Assim, se refletir os índices de saúde (em média) da população, o número médio de anos de participação no mercado de trabalho tenderá a subir. A existência de capacidade para trabalhar mais tempo (devido a índices de saúde mais elevados) não implica, por si só, que a idade de reforma deva ser aumentada (no que é uma decisão política da sociedade). Mas implica, por certo, que se pode esperar maior vontade de trabalhar voluntariamente, eventualmente em regimes menos intensivos, numa parte maior da população próxima da atual idade legal de reforma. É esta dinâmica mais global que deverá motivar uma reflexão sobre o funcionamento do mercado de trabalho e sobre a participação neste da população de idade mais avançada.
O que nos leva à segunda questão: é importante mudar a nossa visão se como se processa o trabalho em idades mais avançadas. Nesta linha, não há muitas reflexões ou propostas que sejam feitas. Todo o pensamento parece encaixado unicamente na formatação linear do ciclo de vida: estudo – estudo avançado – vida profissional ligada ao estudo – reforma e pensão. Mais interessante é pensar que ao longo do ciclo de vida podem ocorrer diversas profissões, numa linha de considerações que identifico com propostas de Maria João Valente Rosa. Na minha interpretação dessas propostas, deveríamos pensar num mercado de trabalho em que uma pessoa com uma carreira laboral ativa de, digamos, 50 anos pudesse ter mais do que uma profissão. Profissão, aqui, entenda-se como atividade diferente – durante 30 anos ser técnico da função pública na área da justiça, por exemplo, parar para estudar de novo, e retomar mais 15 ou 20 anos como economista ou pintor. A forma de organizar a entrada e saída, e reentrada, no mercado de trabalho terá assim de ser fundamentalmente diferente.
Também o sistema de pensões terá de ser repensado se, por exemplo, permitir ao fim de 30 anos de vida ativa usar parte do direito acumulado a uma pensão para financiar um período de estudo (para mudar de trajeto profissional). O desafio será encontrar as regras que, em simultâneo, ajudem os cidadãos a usufruir de estratégias alternativas de inserção no mercado de trabalho, possibilitem a manutenção do equilíbrio financeiro do sistema de pensões e não sejam permeáveis a eventuais abusos.

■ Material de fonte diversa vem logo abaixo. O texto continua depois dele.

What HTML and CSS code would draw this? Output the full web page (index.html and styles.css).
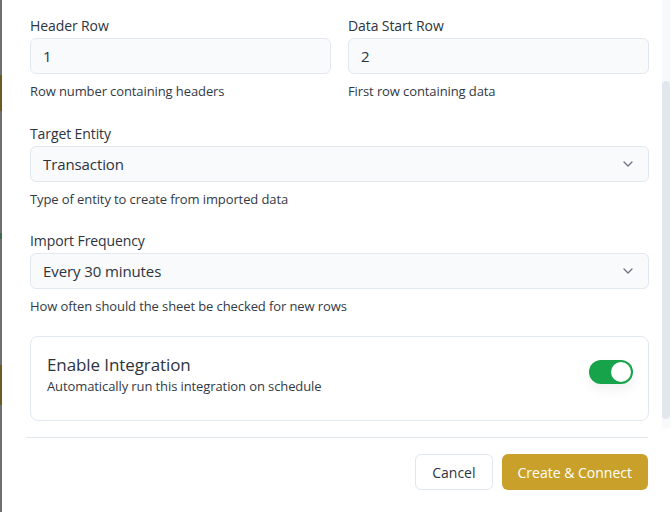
FILE: index.html
```html
<!DOCTYPE html>
<html lang="en">
<head>
    <meta charset="UTF-8">
    <meta name="viewport" content="width=device-width, initial-scale=1.0">
    <title>New Integration</title>
    <link rel="stylesheet" href="styles.css">
</head>
<body>
    <div class="backdrop">
        <div class="bd-gap" style="height: 75px"></div>
        <div class="bd-gold" style="height: 36px"></div>
        <div class="bd-gap" style="height: 122px"></div>
        <div class="bd-green" style="height: 6px"></div>
        <div class="bd-gap" style="height: 126px"></div>
        <div class="bd-gold" style="height: 40px"></div>
    </div>

    <div class="modal">
        <div class="modal-scroll">
            <div class="modal-body">
                <div class="form-row">
                    <div class="form-group">
                        <label for="headerRow">Header Row</label>
                        <input type="text" id="headerRow" value="1">
                        <p class="hint">Row number containing headers</p>
                    </div>
                    <div class="form-group">
                        <label for="dataRow">Data Start Row</label>
                        <input type="text" id="dataRow" value="2">
                        <p class="hint">First row containing data</p>
                    </div>
                </div>

                <div class="form-group">
                    <label for="entity">Target Entity</label>
                    <div class="select">
                        <span>Transaction</span>
                        <svg width="10" height="6" viewBox="0 0 10 6"><path d="M1 1l4 4 4-4" fill="none" stroke="#6b7280" stroke-width="1.3" stroke-linecap="round" stroke-linejoin="round"/></svg>
                    </div>
                    <p class="hint">Type of entity to create from imported data</p>
                </div>

                <div class="form-group group-tight">
                    <label for="freq">Import Frequency</label>
                    <div class="select">
                        <span>Every 30 minutes</span>
                        <svg width="10" height="6" viewBox="0 0 10 6"><path d="M1 1l4 4 4-4" fill="none" stroke="#6b7280" stroke-width="1.3" stroke-linecap="round" stroke-linejoin="round"/></svg>
                    </div>
                    <p class="hint">How often should the sheet be checked for new rows</p>
                </div>

                <div class="switch-card">
                    <div>
                        <div class="switch-title">Enable Integration</div>
                        <div class="switch-desc">Automatically run this integration on schedule</div>
                    </div>
                    <div class="toggle"><div class="knob"></div></div>
                </div>
            </div>
            <div class="scrollbar"><div class="thumb"></div></div>
        </div>

        <div class="modal-footer">
            <button class="btn btn-outline">Cancel</button>
            <button class="btn btn-primary">Create &amp; Connect</button>
        </div>
    </div>
</body>
</html>
```

FILE: styles.css
```css
body { margin: 0; display: flex; height: 512px; overflow: hidden; background: #6e6f70; font-family: "Open Sans", Arial, sans-serif; color: #2d3440; }
.backdrop { width: 2px; display: flex; flex-direction: column; }
.bd-gold { background: #6a5a24; }
.bd-green { background: #3f6a4c; }
.modal { flex: 1; background: #fff; display: flex; flex-direction: column; }
.modal-scroll { display: flex; height: 428px; }
.modal-body { flex: 1; padding: 16px 13px 0 28px; }
.scrollbar { width: 8px; margin-right: 2px; background: #f8f9fb; padding-top: 81px; }
.thumb { height: 338px; background: #e2e7ef; border-radius: 4px; }
.form-row { display: grid; grid-template-columns: 1fr 1fr; gap: 17px; }
.form-group { margin-bottom: 24px; }
.form-group.group-tight { margin-top: -1px; }
label { display: block; font-size: 14px; line-height: 20px; margin-bottom: 2px; color: #2d3440; letter-spacing: -0.1px; }
input, .select { box-sizing: border-box; width: 100%; height: 36px; padding: 0 12px; background: #f9fafb; border: 1px solid #e2e8f0; border-radius: 6px; font-family: inherit; font-size: 15px; color: #2d3440; letter-spacing: -0.1px; }
.select { display: flex; align-items: center; justify-content: space-between; padding-right: 15px; }
.hint { margin: 8px 0 0; font-size: 13px; line-height: 18px; color: #333a45; letter-spacing: -0.1px; }
.switch-card { display: flex; align-items: center; justify-content: space-between; margin-top: -3px; padding: 16px 15px 25px 16px; border: 1px solid #e2e8f0; border-radius: 8px; }
.switch-title { font-size: 17px; line-height: 24px; color: #2d3440; letter-spacing: -0.1px; }
.switch-desc { font-size: 13px; line-height: 18px; color: #333a45; letter-spacing: -0.1px; }
.toggle { width: 44px; height: 24px; border-radius: 12px; background: #16a34a; display: flex; justify-content: flex-end; align-items: center; padding: 0 2px; box-sizing: border-box; margin-top: -4px; box-shadow: 0 6px 12px rgba(0, 0, 0, 0.06); }
.knob { width: 20px; height: 20px; border-radius: 50%; background: #fff; }
.modal-footer { display: flex; justify-content: flex-end; gap: 9px; margin: 9px 24px 0 24px; padding-top: 16px; border-top: 1px solid #e2e8f0; }
.btn { height: 36px; padding: 0 16px; border-radius: 6px; font-family: inherit; font-size: 14px; cursor: pointer; }
.btn-outline { background: #fff; border: 1px solid #e2e8f0; color: #2d3440; }
.btn-primary { background: #c9a12a; border: none; color: #fff; }
```
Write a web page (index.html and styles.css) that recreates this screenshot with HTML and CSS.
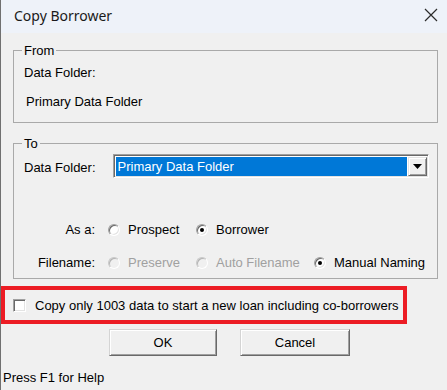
FILE: index.html
```html
<!DOCTYPE html>
<html>
<head>
<meta charset="utf-8">
<link rel="stylesheet" href="styles.css">
</head>
<body>
<div class="window">
  <div class="titlebar">
    <span class="title">Copy Borrower</span>
    <svg class="close" width="14" height="14" viewBox="0 0 14 14"><path d="M1 1 L13 13 M13 1 L1 13" stroke="#2b2b2b" stroke-width="1.2" fill="none"/></svg>
  </div>
  <div class="content">
    <fieldset class="group group-from">
      <legend>From</legend>
      <div class="from-row">Data Folder:</div>
      <div class="from-row from-value">Primary Data Folder</div>
    </fieldset>

    <fieldset class="group group-to">
      <legend>To</legend>
      <div class="folder-row">
        <span class="folder-label">Data Folder:</span>
        <div class="combo">
          <span class="combo-sel">Primary Data Folder</span>
          <span class="combo-btn"><svg width="9" height="5" viewBox="0 0 9 5"><path d="M0 0 H9 L4.5 5 Z" fill="#000"/></svg></span>
        </div>
      </div>
      <div class="opt-row opt-row-first">
        <span class="opt-label">As a:</span>
        <span class="opt"><span class="radio"></span>Prospect</span>
        <span class="opt"><span class="radio checked"></span>Borrower</span>
      </div>
      <div class="opt-row opt-row-second">
        <span class="opt-label">Filename:</span>
        <span class="opt disabled"><span class="radio"></span>Preserve</span>
        <span class="opt disabled"><span class="radio"></span>Auto Filename</span>
        <span class="opt"><span class="radio checked"></span>Manual Naming</span>
      </div>
    </fieldset>

    <div class="highlight">
      <span class="checkbox"></span>
      <span>Copy only 1003 data to start a new loan including co-borrowers</span>
    </div>

    <div class="buttons">
      <button class="btn btn-ok">OK</button>
      <button class="btn btn-cancel">Cancel</button>
    </div>

    <div class="status">Press F1 for Help</div>
  </div>
</div>
</body>
</html>
```
FILE: styles.css
```css
html, body {
  margin: 0;
  padding: 0;
}
body {
  width: 447px;
  height: 390px;
  overflow: hidden;
  background: #f0f0f0;
  font-family: "Liberation Sans", Arial, sans-serif;
  font-size: 13px;
  line-height: 15px;
  color: #000;
}
.window {
  height: 390px;
  border-left: 1px solid #707070;
  background: #f0f0f0;
}
.titlebar {
  height: 33px;
  background: #eef2f9;
  display: flex;
  align-items: center;
  justify-content: space-between;
  padding: 0 9px 0 13px;
}
.title {
  font-family: "Noto Sans", "Open Sans", sans-serif;
  font-size: 14px;
  color: #1a1a1a;
  margin-top: -3px;
}
.close {
  margin-top: -4px;
}
.content {
  padding-top: 10px;
}
.group {
  margin: 0 9px 0 12px;
  padding: 0 8px;
  border: 1px solid #a9a9a9;
  min-inline-size: 0;
}
.group legend {
  padding: 0 2px;
  line-height: 15px;
}
.group-from {
  padding-top: 7px;
  padding-bottom: 13px;
}
.from-row {
  padding-left: 2px;
}
.from-value {
  margin-top: 14px;
  padding-left: 4px;
}
.group-to {
  margin-top: 13px;
  padding-top: 3px;
  padding-bottom: 8px;
}
.folder-row {
  display: flex;
  align-items: center;
  padding-left: 2px;
}
.folder-label {
  width: 89px;
  margin-top: 3px;
}
.combo {
  width: 313px;
  height: 22px;
  display: flex;
  padding: 0 1px 0 2px;
  align-items: center;
  background: #fff;
  border: 1px solid;
  border-color: #a0a0a0 #ffffff #ffffff #a0a0a0;
  box-shadow: inset 1px 1px 0 #696969, inset -1px -1px 0 #e3e3e3;
}
.combo-sel {
  flex: 1;
  background: #0078d7;
  color: #fff;
  height: 19px;
  line-height: 19px;
  padding-left: 2px;
  margin-right: 1px;
}
.combo-btn {
  width: 17px;
  height: 17px;
  display: flex;
  align-items: center;
  justify-content: center;
  background: #f0f0f0;
  border: 1px solid;
  border-color: #e3e3e3 #696969 #696969 #e3e3e3;
  box-shadow: inset 1px 1px 0 #fff, inset -1px -1px 0 #a0a0a0;
}
.opt-row {
  display: grid;
  grid-template-columns: 86px 88px 118px auto;
  align-items: center;
  height: 15px;
}
.opt-row-first {
  margin-top: 44px;
}
.opt-row-second {
  margin-top: 18px;
}
.opt-label {
  text-align: right;
  padding-right: 13px;
}
.opt {
  display: flex;
  align-items: center;
}
.opt.disabled {
  color: #a0a0a0;
}
.radio {
  width: 10px;
  height: 10px;
  border-radius: 50%;
  border: 1px solid;
  border-color: #a0a0a0 #ffffff #ffffff #a0a0a0;
  box-shadow: inset 1px 1px 0 #696969, inset -1px -1px 0 #e3e3e3;
  background: #fff;
  margin-right: 8px;
  position: relative;
  flex: none;
}
.opt.disabled .radio {
  background: #f0f0f0;
  border-color: #c8c8c8 #ffffff #ffffff #c8c8c8;
  box-shadow: inset 1px 1px 0 #b4b4b4;
}
.radio.checked::after {
  content: "";
  position: absolute;
  left: 3px;
  top: 3px;
  width: 4px;
  height: 4px;
  border-radius: 50%;
  background: #000;
}
.highlight {
  margin-top: 7px;
  width: 390px;
  height: 30px;
  border: 4px solid #ec1c24;
  display: flex;
  align-items: center;
  padding-left: 8px;
  box-sizing: content-box;
}
.checkbox {
  width: 11px;
  height: 11px;
  border: 1px solid;
  border-color: #a0a0a0 #ffffff #ffffff #a0a0a0;
  box-shadow: inset 1px 1px 0 #696969, inset -1px -1px 0 #e3e3e3;
  background: #fff;
  margin-right: 9px;
  flex: none;
}
.buttons {
  display: flex;
  gap: 23px;
  margin-top: 5px;
  padding-left: 108px;
}
.btn {
  height: 27px;
  font-family: "Liberation Sans", Arial, sans-serif;
  font-size: 13px;
  color: #000;
  background: #f0f0f0;
  border: 1px solid;
  border-color: #d4d4d4 #696969 #696969 #d4d4d4;
  box-shadow: inset 1px 1px 0 #fff, inset -1px -1px 0 #a0a0a0;
  padding: 0;
}
.btn-ok {
  width: 108px;
}
.btn-cancel {
  width: 110px;
}
.status {
  margin-top: 14px;
  padding-left: 2px;
}
```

Repensar a organização da nossa sociedade para acomodar trajetos de vida mais heterogéneos, face ao aumento da longevidade (em boas condições de saúde), vai muito além de simplesmente dizer que como no setor privado já se pode trabalhar, voluntariamente, com mais de 70 anos, então no setor público tal deveria ser também permitido. É fundamental alargar a visão. Construir um sistema diferente, para condições demográficas diferentes, em lugar de ir fazendo remendos, por bem-intencionados que sejam, ou motivados por casos. Construir esta visão requer um debate em termos muito mais desafiantes e profundos do que falar meramente em regras de aposentação e outros parâmetros do sistema de pensões.
Leituras sugeridas: Maria João Valente Rosa, O envelhecimento da Sociedade Portuguesa, 2012. Fundação Francisco Manuel dos Santos; Francesco Gianola, Fit but idle or frail but active? Estimating latent health-related work capacity among elderly italians, 2018, Nova School of Business and Economics.